I would like to connect 6 gauge aluminum wire to 12 gauge copper wire. Is an aluminum splicer/reducer suitable for this in the USA? An example is the Morris 90612. It is a rectangular aluminum block with holes on the ends to accept the wires that are then held down by screws. It of course requires antioxidant and insulation, probably rubber and vinyl electrical tape.
There is much discussion about Al to Cu connections here and elsewhere on the web, but the common solutions either don't handle 6 gauge or are in my opinion overpriced for the task. Split bolts are another option, but I wanted to avoid the awkward shape, especially when it comes to insulating.

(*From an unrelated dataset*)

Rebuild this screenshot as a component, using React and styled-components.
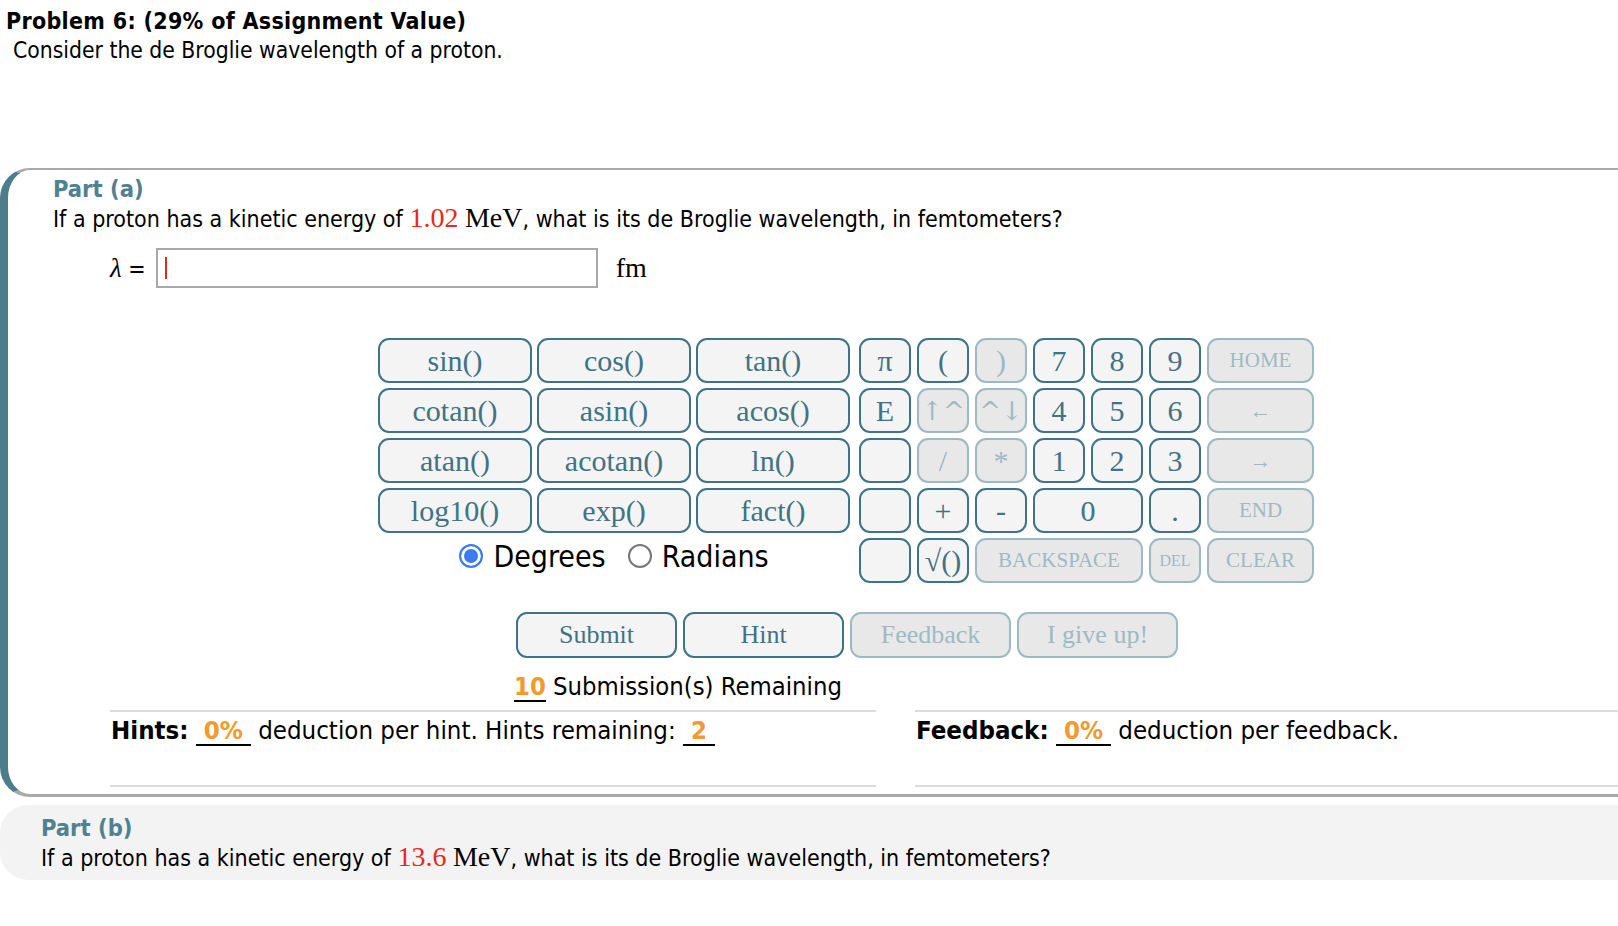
import React, { useState } from 'react';
import styled, { createGlobalStyle } from 'styled-components';

const GlobalStyle = createGlobalStyle`
    body {
        margin: 0;
        background: #fff;
        font-family: "DejaVu Sans Condensed", "DejaVu Sans", sans-serif;
        color: #000;
    }
`;

const TEAL = '#3f7385';
const LIGHT = '#9dbac4';
const ORANGE = '#f19a2f';

const Page = styled.div`
    width: 1618px;
    overflow: hidden;
    padding-top: 8px;
`;
const Header = styled.div`
    padding-left: 6px;
    height: 160px;
`;
const Title = styled.div`
    font-size: 23px;
    letter-spacing: 0.3px;
    font-weight: 700;
    line-height: 27px;
`;
const Intro = styled.div`
    font-size: 22.7px;
    line-height: 31px;
    padding-left: 7px;
`;
const PartBox = styled.div`
    border-top: 2px solid #a9a9a9;
    border-bottom: 3px solid #a9a9a9;
    border-left: 8px solid #4b7d8b;
    border-radius: 30px 0 0 30px;
    padding: 5px 0 8px 45px;
    height: 629px;
    box-sizing: border-box;
`;
const PartLabel = styled.div`
    font-size: 23.5px;
    font-weight: 700;
    line-height: 28px;
    color: #4f8191;
`;
const Question = styled.div`
    font-size: 23px;
    line-height: 29px;
`;
const Num = styled.span`
    font-family: "Liberation Serif", serif;
    font-size: 28px;
    color: #e8281e;
`;
const Unit = styled.span`
    font-family: "Liberation Serif", serif;
    font-size: 28px;
`;
const AnswerRow = styled.div`
    display: flex;
    align-items: center;
    gap: 10px;
    margin: 14px 0 0 57px;
`;
const Lambda = styled.span`
    font-size: 23px;
    &::first-letter {
        font-family: "Liberation Serif", serif;
        font-style: italic;
        font-size: 27px;
    }
`;
const Input = styled.div`
    width: 442px;
    height: 40px;
    box-sizing: border-box;
    border: 2px solid #a9a9a9;
    display: flex;
    align-items: center;
    padding-left: 7px;
    &::before {
        content: '';
        width: 2px;
        height: 22px;
        background: #e8281e;
    }
`;
const FmUnit = styled(Unit)`
    margin-left: 8px;
`;
const Keypad = styled.div`
    display: flex;
    gap: 9px;
    margin: 50px 0 0 325px;
`;
const FuncArea = styled.div`
    display: flex;
    flex-direction: column;
`;
const FuncGrid = styled.div`
    display: grid;
    grid-template-columns: repeat(3, 154px);
    grid-auto-rows: 45px;
    gap: 5px;
`;
const Key = styled.button`
    box-sizing: border-box;
    height: 45px;
    margin: 0;
    padding: 0;
    border: 2px solid ${({ $off }) => ($off ? LIGHT : TEAL)};
    border-radius: 11px;
    background: ${({ $off }) => ($off ? '#e8e8e8' : '#f4f4f4')};
    color: ${({ $off }) => ($off ? LIGHT : TEAL)};
    font-family: ${({ $alt }) => ($alt ? '"DejaVu Serif", serif' : '"Liberation Serif", serif')};
    font-size: ${({ $size }) => $size || 30}px;
    grid-column: ${({ $span }) => ($span ? `span ${$span}` : 'auto')};
    display: flex;
    align-items: center;
    justify-content: center;
    line-height: 1;
`;
const KeyGrid = styled.div`
    display: grid;
    grid-template-columns: repeat(6, 52px) 107px;
    grid-auto-rows: 45px;
    gap: 5px 6px;
`;
const RadioRow = styled.div`
    display: flex;
    align-items: center;
    justify-content: center;
    gap: 6px;
    height: 46px;
    font-size: 30px;
`;
const Radio = styled.span`
    width: 24px;
    height: 24px;
    box-sizing: border-box;
    border-radius: 50%;
    border: ${({ $on }) => ($on ? '2px solid #3b7cf4' : '2px solid #777')};
    background: ${({ $on }) => ($on ? '#3b7cf4' : '#fff')};
    box-shadow: ${({ $on }) => ($on ? 'inset 0 0 0 3px #fff' : 'none')};
    margin-left: ${({ $gap }) => $gap || 0}px;
    margin-right: 4px;
`;
const ActionRow = styled.div`
    display: flex;
    gap: 6px;
    margin: 29px 0 0 463px;
`;
const ActionBtn = styled(Key)`
    width: 161px;
    height: 46px;
    font-size: 26px;
`;
const Remaining = styled.div`
    margin: 13px 0 0 461px;
    font-size: 25.4px;
    line-height: 30px;
`;
const Blank = styled.span`
    display: inline-block;
    color: ${ORANGE};
    font-weight: 700;
    border-bottom: 2px solid #000;
    padding: 0 ${({ $pad }) => $pad || 0}px;
    line-height: 27px;
`;
const InfoRow = styled.div`
    display: grid;
    grid-template-columns: 766px 1fr;
    gap: 39px;
    margin: 8px 0 0 57px;
`;
const InfoCell = styled.div`
    border-top: 2px solid #dcdcdc;
    border-bottom: 2px solid #dcdcdc;
    height: 77px;
    box-sizing: border-box;
    padding: 3px 0 0 1px;
    font-size: 25.6px;
    line-height: 30px;
`;
const Bold = styled.b`
    font-weight: 700;
`;
const PartB = styled.div`
    margin-top: 8px;
    background: #f3f3f3;
    border-radius: 28px 0 0 28px;
    height: 75px;
    box-sizing: border-box;
    padding: 9px 0 0 41px;
`;

const funcs = ['sin()', 'cos()', 'tan()', 'cotan()', 'asin()', 'acos()', 'atan()', 'acotan()', 'ln()', 'log10()', 'exp()', 'fact()'];

const keys = [
    { t: 'π' }, { t: '(' }, { t: ')', off: 1 }, { t: '7' }, { t: '8' }, { t: '9' }, { t: 'HOME', off: 1, size: 21 },
    { t: 'E' }, { t: '↑^', off: 1, size: 26, alt: 1 }, { t: '^↓', off: 1, size: 26, alt: 1 }, { t: '4' }, { t: '5' }, { t: '6' }, { t: '←', off: 1, size: 22 },
    { t: '' }, { t: '/', off: 1 }, { t: '*', off: 1 }, { t: '1' }, { t: '2' }, { t: '3' }, { t: '→', off: 1, size: 22 },
    { t: '' }, { t: '+' }, { t: '-' }, { t: '0', span: 2 }, { t: '.' }, { t: 'END', off: 1, size: 21 },
    { t: '' }, { t: '√()' }, { t: 'BACKSPACE', off: 1, span: 3, size: 21 }, { t: 'DEL', off: 1, size: 16 }, { t: 'CLEAR', off: 1, size: 21 },
];

const App = () => {
    const [deg, setDeg] = useState(true);
    return (
        <Page>
            <GlobalStyle />
            <Header>
                <Title>Problem 6: (29% of Assignment Value)</Title>
                <Intro>Consider the de Broglie wavelength of a proton.</Intro>
            </Header>
            <PartBox>
                <PartLabel>Part (a)</PartLabel>
                <Question>
                    If a proton has a kinetic energy of <Num>1.02</Num> <Unit>MeV</Unit>, what is its de Broglie wavelength, in femtometers?
                </Question>
                <AnswerRow>
                    <Lambda>λ =</Lambda>
                    <Input />
                    <FmUnit>fm</FmUnit>
                </AnswerRow>
                <Keypad>
                    <FuncArea>
                        <FuncGrid>
                            {funcs.map(f => <Key key={f}>{f}</Key>)}
                        </FuncGrid>
                        <RadioRow>
                            <Radio $on={deg} onClick={() => setDeg(true)} />Degrees
                            <Radio $on={!deg} $gap={16} onClick={() => setDeg(false)} />Radians
                        </RadioRow>
                    </FuncArea>
                    <KeyGrid>
                        {keys.map((k, i) => (
                            <Key key={i} $off={k.off} $span={k.span} $size={k.size} $alt={k.alt}>{k.t}</Key>
                        ))}
                    </KeyGrid>
                </Keypad>
                <ActionRow>
                    <ActionBtn>Submit</ActionBtn>
                    <ActionBtn>Hint</ActionBtn>
                    <ActionBtn $off>Feedback</ActionBtn>
                    <ActionBtn $off>I give up!</ActionBtn>
                </ActionRow>
                <Remaining><Blank>10</Blank> Submission(s) Remaining</Remaining>
                <InfoRow>
                    <InfoCell>
                        <Bold>Hints:</Bold> <Blank $pad={8}>0%</Blank> deduction per hint. Hints remaining: <Blank $pad={8}>2</Blank>
                    </InfoCell>
                    <InfoCell>
                        <Bold>Feedback:</Bold> <Blank $pad={8}>0%</Blank> deduction per feedback.
                    </InfoCell>
                </InfoRow>
            </PartBox>
            <PartB>
                <PartLabel>Part (b)</PartLabel>
                <Question>
                    If a proton has a kinetic energy of <Num>13.6</Num> <Unit>MeV</Unit>, what is its de Broglie wavelength, in femtometers?
                </Question>
            </PartB>
        </Page>
    );
};

export default App;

I think the item I am a referring to has been mentioned here as something like a mechanical lug. It almost seems like a slam-dunk that it is suitable since it is AL9CU dual rated, but there are many things that might not be obvious in the rules. In the Q&A section at one of the big box store websites, a customer service rep said another brand nearly identical and also AL9CU was not rated for this. The only reason I could think of is if the wires are inserted too far and become intermixed. Some versions are said to isolate the two sides.
This is to make a pigtail to connect the 6 gauge aluminum to a 20 amp breaker with an 8 gauge maximum. The splice would be in the breaker panel, which has plenty of open space. The old 40 amp breaker is beyond the required maximum overcurrent protection for a new heat pump.
I could avoid the whole aluminum to copper thing if thinner aluminum wire were readily available for the pigtail. I don't want to go to the effort of trying to replace the wire all the way out to the heat pump.
Sorry so long-winded, but I think of what might be misunderstood and add detail. Thanks for reading and all the past answers I read.